The killings and the discourse reached a fever pitch. Twenty years ago a group of all-star East Coast hip-hop artists recorded “Self Destruction” as a national public awareness “Stop the Violence” campaign.

music

It was the era of young black men killed for Starter jackets and gym shoes. By the mid-1990s, the Chicago overall homicide rates and youth murder rates peaked to more than 900 and 250 each.

music fades

And then murders slowly fell. Today the city’s homicide rate has fallen by about half. Law enforcement takes credit for cracking down on gangs and violence.

But that doesn’t explain the depth of the problem.

KABA: It’s not by accident that we see so much violence in communities that have had huge de-industrialization, huge poverty, and amount isolation.

Mariame Kaba is founder of Project Nia, a group that works with youth and criminal justice issues. Kaba says the segregation of Chicago’s neighborhoods has led to poverty and that begets violence. Some of the most poverty stricken, violent neighborhoods are in pockets of the city’s South Side.

KABA: So we know that the roots of violence have a lot to do with oppression and social inequality. And that in fact violence is the glue that holds all of that together.

Kaba says she’s tired of ??non solutions” for youth violence. She says city leaders should tackle the lack of jobs in segregated neighborhoods.
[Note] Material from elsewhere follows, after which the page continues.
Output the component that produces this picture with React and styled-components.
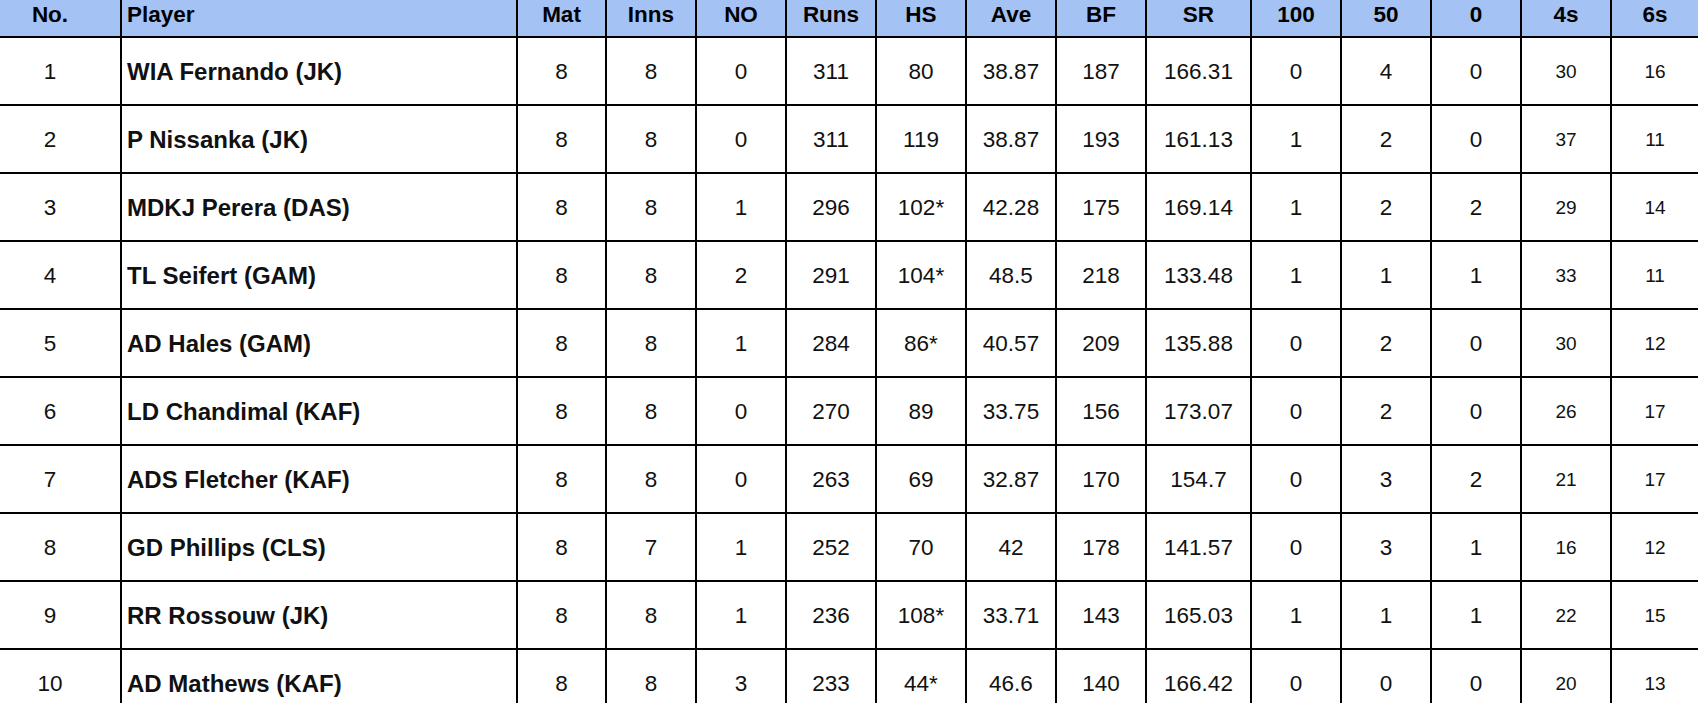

Kaba and some teachers are working on curriculum for schools that deal with violence – with input from teens.

University of Chicago’s Dexter Voisin says the reasons why youth violence happen are known.

VOISIN: There’s nothing new under the sun.

He says the challenges are how the larger issues around socioeconomics are addressed.

VOISIN: The solutions are also going to take concentrated effort and resources not just knee-jerk reaction when someone dies or we have another big sort of pageantry around violence but sustained resources to address this.

Diane Latiker knows the capricious ebb and flow of attention toward youth violence.

LATIKER: You get used to it. You really do.

Known as Miss Diane to the teens, Latiker turned her home in the Roseland neighborhood into Kids off the Block, a gathering space for young people. She opened her living room up several years ago when her daughter was a teenager.

ambi

This is the same community where Fenger High School student Derrion Albert was beat to death last fall. Another high-profile death, this time captured on a cell phone video.

LATIKER: We didn’t get all in front of the cameras. We just had to keep doing what we were doing because you’re get sidetracked with all of the publicity, all of the meetings. I promise you in that time since Derrion was killed I went to over 30, 40, meetings.

Fenger sophomore Anthony Jackson is too young to know the city’s more violent days. He says policymakers and leaders are clueless about youth.

JACKSON: They don’t understand that we need to talk. They don’t understand that we need to express ourselves. They won’t let us get on TV or get on the panel of a youth hall meetings and discuss what we have on our head. Because a lot of teens want to express they feelings but don’t know how.

Diane Latiker’s has changed her approach.

LATIKER: We’re not very vocal as far as ‘well, you need to do this and you need to do that.’ We believe the work is more important. The solutions, we believe, is to be involved in the young people’s lives; build the relationship, the trust, the respect. And then you can seek change.

Latiker says she’s learned not to get sucked in to all of the attention around youth violence – perceived or real. Instead, she keeps a steady course, providing a safe haven at Kids off the Block.